> [WORK TO COMPLETE]:
State how many lines of the records contain the string "this". Give the number alone.

Stored data:

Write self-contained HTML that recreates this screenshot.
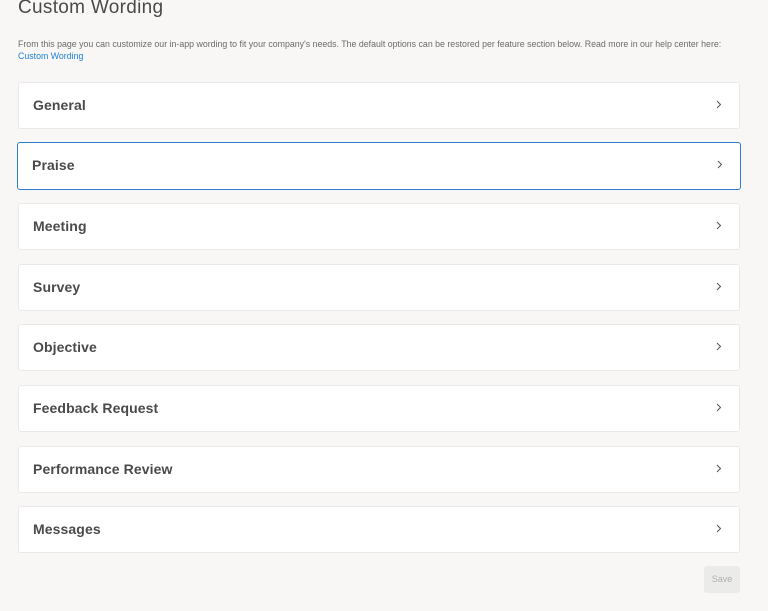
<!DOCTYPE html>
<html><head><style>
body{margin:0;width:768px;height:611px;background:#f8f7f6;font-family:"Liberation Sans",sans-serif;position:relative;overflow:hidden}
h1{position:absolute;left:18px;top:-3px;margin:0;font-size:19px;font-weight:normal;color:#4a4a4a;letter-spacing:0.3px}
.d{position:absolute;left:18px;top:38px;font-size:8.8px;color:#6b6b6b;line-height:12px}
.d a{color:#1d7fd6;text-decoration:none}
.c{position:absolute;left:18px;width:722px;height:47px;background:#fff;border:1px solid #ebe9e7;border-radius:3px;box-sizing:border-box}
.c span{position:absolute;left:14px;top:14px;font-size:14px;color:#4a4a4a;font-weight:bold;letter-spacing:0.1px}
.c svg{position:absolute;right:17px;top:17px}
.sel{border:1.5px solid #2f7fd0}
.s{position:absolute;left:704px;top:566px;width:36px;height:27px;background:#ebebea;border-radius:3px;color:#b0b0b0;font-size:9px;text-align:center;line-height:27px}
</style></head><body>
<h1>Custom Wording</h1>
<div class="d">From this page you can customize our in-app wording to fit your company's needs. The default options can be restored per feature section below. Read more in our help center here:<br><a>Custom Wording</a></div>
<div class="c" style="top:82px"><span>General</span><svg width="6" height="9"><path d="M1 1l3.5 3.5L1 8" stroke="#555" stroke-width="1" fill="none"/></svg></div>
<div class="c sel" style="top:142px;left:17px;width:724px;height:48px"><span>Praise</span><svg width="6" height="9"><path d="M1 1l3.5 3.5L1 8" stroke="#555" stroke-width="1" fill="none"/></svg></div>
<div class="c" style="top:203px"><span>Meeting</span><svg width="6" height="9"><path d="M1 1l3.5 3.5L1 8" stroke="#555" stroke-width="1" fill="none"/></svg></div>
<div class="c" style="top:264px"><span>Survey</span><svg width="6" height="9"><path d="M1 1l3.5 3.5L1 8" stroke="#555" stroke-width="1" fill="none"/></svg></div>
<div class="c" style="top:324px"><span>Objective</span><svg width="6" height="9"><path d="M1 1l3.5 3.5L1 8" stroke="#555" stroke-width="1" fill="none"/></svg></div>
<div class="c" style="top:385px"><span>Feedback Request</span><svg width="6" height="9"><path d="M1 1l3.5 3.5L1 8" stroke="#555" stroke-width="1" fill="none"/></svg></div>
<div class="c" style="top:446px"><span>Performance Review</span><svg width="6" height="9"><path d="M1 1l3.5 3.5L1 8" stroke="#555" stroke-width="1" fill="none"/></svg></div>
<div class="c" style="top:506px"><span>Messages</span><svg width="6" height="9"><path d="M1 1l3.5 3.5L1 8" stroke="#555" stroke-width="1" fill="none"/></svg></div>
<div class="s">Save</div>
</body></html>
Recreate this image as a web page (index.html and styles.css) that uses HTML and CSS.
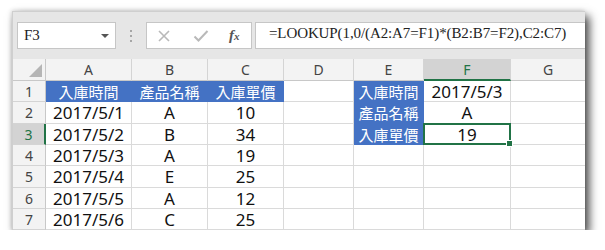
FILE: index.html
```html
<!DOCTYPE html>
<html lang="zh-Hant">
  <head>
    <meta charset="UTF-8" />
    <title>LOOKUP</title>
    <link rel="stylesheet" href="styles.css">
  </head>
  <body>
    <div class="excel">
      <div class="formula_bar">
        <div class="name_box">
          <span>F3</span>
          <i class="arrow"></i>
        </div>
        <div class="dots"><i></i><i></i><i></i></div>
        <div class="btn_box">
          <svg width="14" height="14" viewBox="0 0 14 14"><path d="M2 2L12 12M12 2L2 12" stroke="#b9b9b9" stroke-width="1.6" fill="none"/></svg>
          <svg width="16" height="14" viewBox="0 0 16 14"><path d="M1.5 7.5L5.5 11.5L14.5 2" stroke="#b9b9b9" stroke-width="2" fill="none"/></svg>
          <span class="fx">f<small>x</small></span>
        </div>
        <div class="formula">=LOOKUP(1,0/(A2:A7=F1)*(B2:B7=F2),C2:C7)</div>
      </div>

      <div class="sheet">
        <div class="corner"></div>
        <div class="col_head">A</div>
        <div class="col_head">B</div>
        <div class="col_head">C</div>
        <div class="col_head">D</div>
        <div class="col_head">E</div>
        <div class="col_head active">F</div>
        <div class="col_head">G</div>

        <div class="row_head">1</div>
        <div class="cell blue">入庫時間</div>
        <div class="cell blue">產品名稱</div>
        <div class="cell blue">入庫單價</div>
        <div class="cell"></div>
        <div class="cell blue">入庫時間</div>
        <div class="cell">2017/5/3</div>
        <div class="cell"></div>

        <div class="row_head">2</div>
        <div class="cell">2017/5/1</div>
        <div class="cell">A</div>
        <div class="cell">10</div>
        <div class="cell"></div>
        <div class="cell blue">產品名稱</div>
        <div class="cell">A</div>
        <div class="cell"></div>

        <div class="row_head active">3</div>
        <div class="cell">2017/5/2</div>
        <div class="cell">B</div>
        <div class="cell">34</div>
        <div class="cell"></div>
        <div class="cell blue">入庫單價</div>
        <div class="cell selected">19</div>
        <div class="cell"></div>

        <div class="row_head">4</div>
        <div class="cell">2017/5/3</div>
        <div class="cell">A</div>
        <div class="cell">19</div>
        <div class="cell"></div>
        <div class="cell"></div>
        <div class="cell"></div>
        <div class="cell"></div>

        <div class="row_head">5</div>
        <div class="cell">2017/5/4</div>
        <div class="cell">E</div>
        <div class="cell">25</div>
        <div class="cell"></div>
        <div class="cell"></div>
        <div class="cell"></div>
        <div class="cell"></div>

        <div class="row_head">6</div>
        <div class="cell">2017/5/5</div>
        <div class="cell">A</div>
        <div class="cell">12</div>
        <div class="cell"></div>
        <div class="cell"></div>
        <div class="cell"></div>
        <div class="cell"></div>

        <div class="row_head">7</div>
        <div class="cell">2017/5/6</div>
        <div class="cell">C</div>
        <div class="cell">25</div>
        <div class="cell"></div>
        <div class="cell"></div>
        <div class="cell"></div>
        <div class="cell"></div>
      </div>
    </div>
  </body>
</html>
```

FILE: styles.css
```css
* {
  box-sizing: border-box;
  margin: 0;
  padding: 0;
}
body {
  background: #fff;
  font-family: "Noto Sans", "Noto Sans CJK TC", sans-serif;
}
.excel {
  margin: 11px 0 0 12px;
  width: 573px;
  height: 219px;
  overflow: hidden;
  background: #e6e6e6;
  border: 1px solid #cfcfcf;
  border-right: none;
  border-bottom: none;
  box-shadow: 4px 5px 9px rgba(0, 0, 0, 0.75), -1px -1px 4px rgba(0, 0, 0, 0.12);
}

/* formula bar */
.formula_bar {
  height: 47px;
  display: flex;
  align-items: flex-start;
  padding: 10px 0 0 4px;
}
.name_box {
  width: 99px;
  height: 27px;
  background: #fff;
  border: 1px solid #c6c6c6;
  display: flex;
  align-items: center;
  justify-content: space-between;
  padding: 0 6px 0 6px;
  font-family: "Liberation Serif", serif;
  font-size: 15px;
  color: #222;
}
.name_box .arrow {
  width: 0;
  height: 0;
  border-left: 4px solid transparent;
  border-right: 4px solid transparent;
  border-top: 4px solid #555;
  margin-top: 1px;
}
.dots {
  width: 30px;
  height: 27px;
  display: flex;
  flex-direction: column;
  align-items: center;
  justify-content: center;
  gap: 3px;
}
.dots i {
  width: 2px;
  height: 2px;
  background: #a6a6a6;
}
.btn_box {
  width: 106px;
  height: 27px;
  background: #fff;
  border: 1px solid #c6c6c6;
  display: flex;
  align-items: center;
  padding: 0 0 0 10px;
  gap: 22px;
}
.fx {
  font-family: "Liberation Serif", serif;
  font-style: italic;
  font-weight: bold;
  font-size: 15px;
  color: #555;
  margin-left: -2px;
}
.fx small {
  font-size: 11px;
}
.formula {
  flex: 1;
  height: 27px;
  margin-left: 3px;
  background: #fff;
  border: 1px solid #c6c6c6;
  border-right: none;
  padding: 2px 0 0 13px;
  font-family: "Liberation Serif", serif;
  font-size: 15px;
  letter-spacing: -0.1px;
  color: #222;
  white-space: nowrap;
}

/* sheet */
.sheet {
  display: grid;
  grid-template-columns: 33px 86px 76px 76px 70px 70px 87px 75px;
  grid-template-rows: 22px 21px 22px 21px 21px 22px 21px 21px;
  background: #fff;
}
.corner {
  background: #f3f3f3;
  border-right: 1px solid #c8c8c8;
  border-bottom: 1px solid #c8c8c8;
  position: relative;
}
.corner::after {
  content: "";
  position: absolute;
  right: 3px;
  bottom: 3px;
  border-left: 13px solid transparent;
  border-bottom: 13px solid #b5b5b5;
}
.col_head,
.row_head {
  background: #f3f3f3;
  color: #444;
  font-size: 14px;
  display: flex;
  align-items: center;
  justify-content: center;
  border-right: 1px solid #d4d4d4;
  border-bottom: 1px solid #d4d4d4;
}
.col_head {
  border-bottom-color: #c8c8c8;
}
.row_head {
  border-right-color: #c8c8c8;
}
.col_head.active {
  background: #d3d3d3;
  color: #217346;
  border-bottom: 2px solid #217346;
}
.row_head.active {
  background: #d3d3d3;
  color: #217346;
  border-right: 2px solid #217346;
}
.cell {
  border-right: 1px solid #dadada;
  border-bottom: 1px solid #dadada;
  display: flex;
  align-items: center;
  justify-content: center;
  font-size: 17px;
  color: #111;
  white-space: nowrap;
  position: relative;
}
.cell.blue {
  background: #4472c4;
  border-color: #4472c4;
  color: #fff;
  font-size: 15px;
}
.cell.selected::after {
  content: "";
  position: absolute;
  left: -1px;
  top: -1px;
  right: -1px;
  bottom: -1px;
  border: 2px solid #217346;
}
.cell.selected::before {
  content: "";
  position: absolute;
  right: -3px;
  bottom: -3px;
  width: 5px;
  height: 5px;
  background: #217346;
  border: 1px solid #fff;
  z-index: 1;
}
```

--

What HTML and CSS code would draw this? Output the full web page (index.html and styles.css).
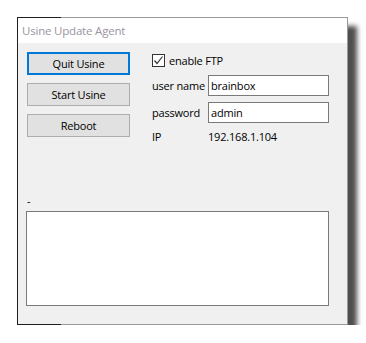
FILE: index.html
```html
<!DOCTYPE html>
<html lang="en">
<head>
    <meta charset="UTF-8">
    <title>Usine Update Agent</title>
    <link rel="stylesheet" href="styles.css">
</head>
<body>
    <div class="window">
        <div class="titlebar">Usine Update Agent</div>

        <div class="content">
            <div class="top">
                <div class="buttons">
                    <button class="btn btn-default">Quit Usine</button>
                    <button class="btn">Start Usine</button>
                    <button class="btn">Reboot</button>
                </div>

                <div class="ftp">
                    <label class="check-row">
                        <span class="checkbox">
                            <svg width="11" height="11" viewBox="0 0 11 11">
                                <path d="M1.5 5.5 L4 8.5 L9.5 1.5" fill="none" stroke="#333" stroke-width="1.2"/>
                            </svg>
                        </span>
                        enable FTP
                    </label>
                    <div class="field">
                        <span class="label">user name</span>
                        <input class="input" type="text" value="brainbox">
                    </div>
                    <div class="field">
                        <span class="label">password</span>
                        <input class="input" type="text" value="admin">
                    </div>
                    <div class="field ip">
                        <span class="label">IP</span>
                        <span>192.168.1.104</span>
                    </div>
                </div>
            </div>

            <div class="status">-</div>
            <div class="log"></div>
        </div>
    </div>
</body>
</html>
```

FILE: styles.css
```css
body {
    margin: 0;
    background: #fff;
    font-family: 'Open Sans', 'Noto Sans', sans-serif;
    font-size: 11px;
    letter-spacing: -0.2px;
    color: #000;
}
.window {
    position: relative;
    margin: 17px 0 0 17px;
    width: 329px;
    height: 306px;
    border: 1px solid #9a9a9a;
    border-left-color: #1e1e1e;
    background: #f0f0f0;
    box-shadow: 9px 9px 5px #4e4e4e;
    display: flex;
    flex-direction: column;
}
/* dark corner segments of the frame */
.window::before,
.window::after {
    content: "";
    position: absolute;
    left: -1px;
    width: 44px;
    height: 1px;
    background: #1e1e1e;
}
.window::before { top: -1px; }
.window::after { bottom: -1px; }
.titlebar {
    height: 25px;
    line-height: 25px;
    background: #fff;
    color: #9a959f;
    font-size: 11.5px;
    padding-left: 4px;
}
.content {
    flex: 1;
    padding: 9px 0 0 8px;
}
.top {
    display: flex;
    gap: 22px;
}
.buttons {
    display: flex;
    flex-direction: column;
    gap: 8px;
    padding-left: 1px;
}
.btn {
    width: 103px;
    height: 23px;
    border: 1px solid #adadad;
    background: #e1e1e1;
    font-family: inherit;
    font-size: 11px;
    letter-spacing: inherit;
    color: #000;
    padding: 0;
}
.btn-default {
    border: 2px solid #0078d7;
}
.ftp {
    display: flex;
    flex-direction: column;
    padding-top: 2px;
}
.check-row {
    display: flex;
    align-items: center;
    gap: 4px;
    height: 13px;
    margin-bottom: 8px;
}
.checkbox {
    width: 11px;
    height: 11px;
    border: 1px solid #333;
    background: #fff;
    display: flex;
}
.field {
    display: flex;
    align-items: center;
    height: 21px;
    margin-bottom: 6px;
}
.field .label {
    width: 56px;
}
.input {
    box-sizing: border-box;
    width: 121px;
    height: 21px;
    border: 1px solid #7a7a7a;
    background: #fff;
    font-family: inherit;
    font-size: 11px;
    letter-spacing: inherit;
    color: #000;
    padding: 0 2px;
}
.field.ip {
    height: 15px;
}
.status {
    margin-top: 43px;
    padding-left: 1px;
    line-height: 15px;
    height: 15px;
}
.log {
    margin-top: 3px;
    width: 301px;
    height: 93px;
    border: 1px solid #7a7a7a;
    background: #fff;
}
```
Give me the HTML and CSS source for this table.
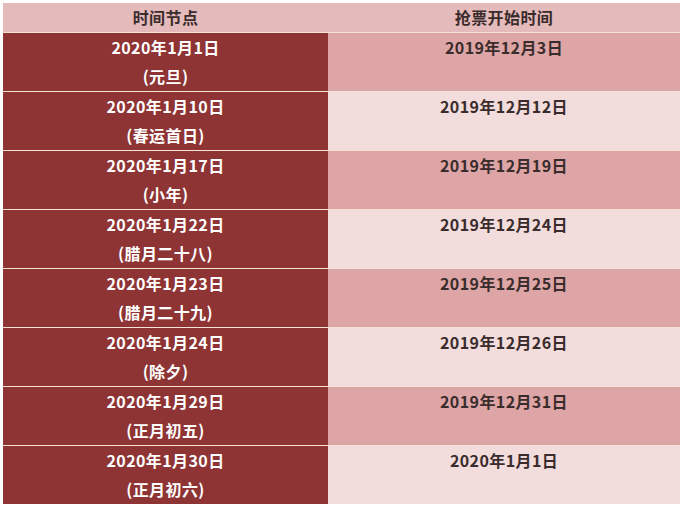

> [EXERCISE SOLUTION]:
5